After cured pork and sausages, the family then started making the ingredients for rice balls. Rice balls carry a special meaning for Chinese New Year because their round shape puns on Tuan Yuan, the Chinese word for family getting together. My dad would soak the sticky rice over a Saturday night, and then on Sunday, my sister and I would feed the sticky rice into a tiny hole of a stone roller. My dad never let me to push the roller around. It always took a while, and quite some spilled scoops of sticky rice, before our feeding rhythm got in sync with my dad’s rolling. Out of the roller came the ground sticky rice like diluted milkshake. We collected it in a cloth bag, tied the bag tight, and squeezed out the water by leaving the bag under the heavy top of the stone roller. After a day, my dad would take out the now semi-dry sticky rice, and leave it air dry in small chunks on big round bamboo trays.
While the ground sticky rice was being dried, my sister and I cracked open peanuts and knocked open walnuts, which always seemed to tak an entire afternoon. Raw peanuts and walnuts were roasted in our small iron wok over our tiny coal stove. My dad then chopped them into tiny bits with a meat cleaver, mixed them with roasted sesame ground in a mortar, and added in a lot of freshly rendered lard and sugar. The lard solidified the whole mix into sweet stuffing which we would use for months afterwards for rice balls and steamed buns.

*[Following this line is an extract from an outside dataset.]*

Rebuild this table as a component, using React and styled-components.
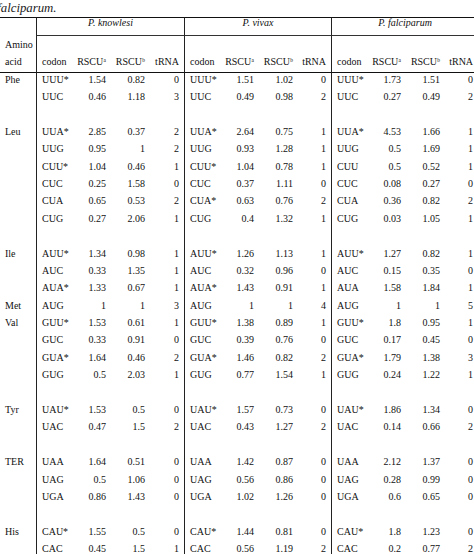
import React from "react";
import styled, { createGlobalStyle } from "styled-components";

const Global = createGlobalStyle`
  html, body { margin: 0; padding: 0; background: #fff; }
  body { width: 474px; height: 554px; overflow: hidden; }
`;

const Page = styled.div`
  font-family: "Liberation Serif", "Times New Roman", serif;
  color: #111;
  width: 474px;
  overflow: hidden;
`;

const Title = styled.div`
  font-style: italic;
  font-size: 12.8px;
  line-height: 17px;
  height: 17px;
  margin-left: -2.8px;
  white-space: nowrap;
  color: #222;
`;

const Table = styled.table`
  border-collapse: separate;
  border-spacing: 0;
  table-layout: fixed;
  width: 477px;
  font-size: 10px;
`;

const AminoHead = styled.th`
  font-weight: normal;
  text-align: left;
  vertical-align: bottom;
  padding: 0 0 1.6px 5px;
  line-height: 17px;
  border-top: 1px solid #111;
  border-bottom: 1px solid #111;
`;

const SpeciesCell = styled.th`
  font-weight: normal;
  font-style: italic;
  text-align: center;
  padding: 0 0 6.35px 0;
  line-height: 10.65px;
  border-top: 1px solid #111;
  border-bottom: 1px solid #333;
  border-left: 1px solid #222;
`;

const ColHead = styled.th`
  font-weight: normal;
  vertical-align: bottom;
  line-height: 17px;
  height: 34px;
  padding: 0 ${(p) => p.$pr || 0}px 1.6px ${(p) => p.$pl || 0}px;
  text-align: ${(p) => (p.$left ? "left" : "right")};
  border-bottom: 1px solid #111;
  border-left: ${(p) => (p.$divider ? "1px solid #222" : "none")};
  white-space: nowrap;
`;

const Sup = styled.sup`
  font-size: 5.5px;
  vertical-align: 3.5px;
  line-height: 0;
  margin-left: 0.3px;
`;

const Cell = styled.td`
  line-height: 13.25px;
  padding: 0 ${(p) => p.$pr || 0}px 4.15px ${(p) => p.$pl || 0}px;
  text-align: ${(p) => (p.$left ? "left" : "right")};
  vertical-align: top;
  white-space: nowrap;
  border-left: ${(p) => (p.$divider ? "1px solid #222" : "none")};
`;

const rows = [
  ["Phe", ["UUU*", "1.54", "0.82", "0"], ["UUU*", "1.51", "1.02", "0"], ["UUU*", "1.73", "1.51", "0"]],
  ["", ["UUC", "0.46", "1.18", "3"], ["UUC", "0.49", "0.98", "2"], ["UUC", "0.27", "0.49", "2"]],
  null,
  ["Leu", ["UUA*", "2.85", "0.37", "2"], ["UUA*", "2.64", "0.75", "1"], ["UUA*", "4.53", "1.66", "1"]],
  ["", ["UUG", "0.95", "1", "2"], ["UUG", "0.93", "1.28", "1"], ["UUG", "0.5", "1.69", "1"]],
  ["", ["CUU*", "1.04", "0.46", "1"], ["CUU*", "1.04", "0.78", "1"], ["CUU", "0.5", "0.52", "1"]],
  ["", ["CUC", "0.25", "1.58", "0"], ["CUC", "0.37", "1.11", "0"], ["CUC", "0.08", "0.27", "0"]],
  ["", ["CUA", "0.65", "0.53", "2"], ["CUA*", "0.63", "0.76", "2"], ["CUA", "0.36", "0.82", "2"]],
  ["", ["CUG", "0.27", "2.06", "1"], ["CUG", "0.4", "1.32", "1"], ["CUG", "0.03", "1.05", "1"]],
  null,
  ["Ile", ["AUU*", "1.34", "0.98", "1"], ["AUU*", "1.26", "1.13", "1"], ["AUU*", "1.27", "0.82", "1"]],
  ["", ["AUC", "0.33", "1.35", "1"], ["AUC", "0.32", "0.96", "0"], ["AUC", "0.15", "0.35", "0"]],
  ["", ["AUA*", "1.33", "0.67", "1"], ["AUA*", "1.43", "0.91", "1"], ["AUA", "1.58", "1.84", "1"]],
  ["Met", ["AUG", "1", "1", "3"], ["AUG", "1", "1", "4"], ["AUG", "1", "1", "5"]],
  ["Val", ["GUU*", "1.53", "0.61", "1"], ["GUU*", "1.38", "0.89", "1"], ["GUU*", "1.8", "0.95", "1"]],
  ["", ["GUC", "0.33", "0.91", "0"], ["GUC", "0.39", "0.76", "0"], ["GUC", "0.17", "0.45", "0"]],
  ["", ["GUA*", "1.64", "0.46", "2"], ["GUA*", "1.46", "0.82", "2"], ["GUA*", "1.79", "1.38", "3"]],
  ["", ["GUG", "0.5", "2.03", "1"], ["GUG", "0.77", "1.54", "1"], ["GUG", "0.24", "1.22", "1"]],
  null,
  ["Tyr", ["UAU*", "1.53", "0.5", "0"], ["UAU*", "1.57", "0.73", "0"], ["UAU*", "1.86", "1.34", "0"]],
  ["", ["UAC", "0.47", "1.5", "2"], ["UAC", "0.43", "1.27", "2"], ["UAC", "0.14", "0.66", "2"]],
  null,
  ["TER", ["UAA", "1.64", "0.51", "0"], ["UAA", "1.42", "0.87", "0"], ["UAA", "2.12", "1.37", "0"]],
  ["", ["UAG", "0.5", "1.06", "0"], ["UAG", "0.56", "0.86", "0"], ["UAG", "0.28", "0.99", "0"]],
  ["", ["UGA", "0.86", "1.43", "0"], ["UGA", "1.02", "1.26", "0"], ["UGA", "0.6", "0.65", "0"]],
  null,
  ["His", ["CAU*", "1.55", "0.5", "0"], ["CAU*", "1.44", "0.81", "0"], ["CAU*", "1.8", "1.23", "0"]],
  ["", ["CAC", "0.45", "1.5", "1"], ["CAC", "0.56", "1.19", "2"], ["CAC", "0.2", "0.77", "2"]],
];

const species = ["P. knowlesi", "P. vivax", "P. falciparum"];
const groupWidths = [
  [40, 31, 39, 38],
  [40, 31, 39, 37],
  [40, 31, 39, 37],
];

function GroupCells({ vals }) {
  const v = vals || ["", "", "", ""];
  return (
    <>
      <Cell $left $divider $pl={5}>{v[0] || "\u00a0"}</Cell>
      <Cell $pr={1}>{v[1]}</Cell>
      <Cell $pr={1}>{v[2]}</Cell>
      <Cell $pr={5}>{v[3]}</Cell>
    </>
  );
}

export default function App() {
  return (
    <Page>
      <Global />
      <Title>falciparum.</Title>
      <Table>
        <colgroup>
          <col style={{ width: 36 }} />
          {groupWidths.flat().map((w, i) => (
            <col key={i} style={{ width: w }} />
          ))}
        </colgroup>
        <thead>
          <tr>
            <AminoHead rowSpan={2}>
              Amino
              <br />
              acid
            </AminoHead>
            {species.map((s) => (
              <SpeciesCell key={s} colSpan={4}>
                {s}
              </SpeciesCell>
            ))}
          </tr>
          <tr>
            {species.map((s) => (
              <React.Fragment key={s}>
                <ColHead $left $divider $pl={5}>codon</ColHead>
                <ColHead $pr={1}>
                  RSCU<Sup>a</Sup>
                </ColHead>
                <ColHead $pr={1}>
                  RSCU<Sup>b</Sup>
                </ColHead>
                <ColHead $pr={5}>tRNA</ColHead>
              </React.Fragment>
            ))}
          </tr>
        </thead>
        <tbody>
          {rows.map((r, i) => (
            <tr key={i}>
              <Cell $left $pl={5}>{r ? r[0] : ""}</Cell>
              <GroupCells vals={r && r[1]} />
              <GroupCells vals={r && r[2]} />
              <GroupCells vals={r && r[3]} />
            </tr>
          ))}
        </tbody>
      </Table>
    </Page>
  );
}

Sichuanese have always been more obsessed with food (Cantonese may beg to differ). The home-made holiday fare thus provided popular sources of neighborhood gossip and family pride. Before the arrival of Coca-cola and Maxwell Instant Coffee, home-made cured meat and rice-ball stuffing were part of the holiday gift-giving which would be repeatedly re-gifted, since every family already had so much of its own.
On New Year’s Eve, our immediate family would get together for a feast. My dad usually cooked (Sichuanese men are proud of being good cooks; me no exception) for a whole day for the family of 7. Then on New Year’s day or the day after, all of us would visit my grand uncle’s family of 4 for another banquet. A couple of days later, we would invite my grand uncle’s family back to my grandpa’s place for yet another dinner. Everyday the adults played mah-jong which we kids were forbidden to touch.
Family visits and dinners would last until the 15th day of the new year when we all went out for the lantern festival. The entire population of Chengdu would appear out checking the lanterns in the People’s Park. It would be so crowded that my parents often spent most of the time nervously checking around to make sure my sister and I didn’t get lost. In those days the lanterns were elaborate and colorful, like the floats in Pasadena’s Rose Parade; maybe people had more time then, or maybe a child’s eyes expanded the vision out of proportion.
Slowly, the celebration started to change. People made more money and every family gradually bought a TV set. My parents moved three times, each time into a bigger apartment. CCTV’s new year’s eve gala show became a new holiday ritual before we figured out how to learn back the old rituals disrupted by the Cultural Revolution. There were more varieties on the new year dinner table – more takeouts from neighborhood restaurants, including shredded pig’s ear and beef tripe soaked in chili oil, roasted ducks and cakes, and fewer stir fries that would require lengthy manual preparation at home. New Year’s Eve dinner had to finish by 8pm so we could all go back to our respective home and watch the gala show.
More people joined the family as well. My two aunts brought their dates to the family feasts. Then my two cousins from my grand uncle’s family did the same. They all got married and had kids. My widowed grandpa remarried. The last time I came home for the holiday in 1992, 14 years ago, the family gathering had swelled to too big a size for the cooks to handle. Preparation had to start days in advance.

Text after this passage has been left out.